Неудивительно, что именно Христиан Фридрих Шубарт — один из наиболее популярных лириков «Бури и натиска», резко обличавший жестокость некоторых монархов, осуждавший произвол аристократов и бесправие, на которое они, опекаемые церковниками, обрекали народ, — стал автором песни солдат, проданных на чужбину. Его «Песня мыса Доброй Надежды», начинавшаяся словами «Вставайте, вставайте, братья, и собирайтесь с силами!», сделалась поистине народной. Надо ли говорить, сколь современным был спектакль «Вербовщики» у Аккермана, как отвечал он настроениям масс тех дней.
Роль старого Кауцера, в которой прославился глава труппы, после его кончины перешла к Шрёдеру. Молодой преемник сыграл ее тоньше, проникновеннее. Он легко сумел преодолеть трудности, связанные с воплощением возрастных черт своего героя. Его Кауцера отличала солдатская выправка, сохранявшаяся еще у этого стареющего, страдающего человека, такого на первый взгляд заурядного, но близкого многим и понятного.

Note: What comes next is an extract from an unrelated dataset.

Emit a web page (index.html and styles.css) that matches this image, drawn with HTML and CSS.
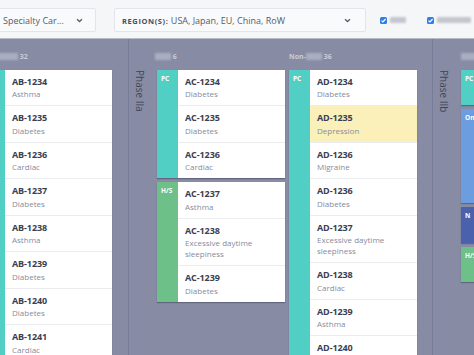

Словно следуя совету Мерсье, Шрёдер брался «со смелостью объявить нации о добродетелях безвестного человека». Ведь именно этот рожденный «в самом низком звании» герой с того времени, как стал его «толковать талантливый человек», сделался, как и утверждал французский теоретик, более великим в глазах публики, чем короли, надменный язык которых так долго утомлял ее уши.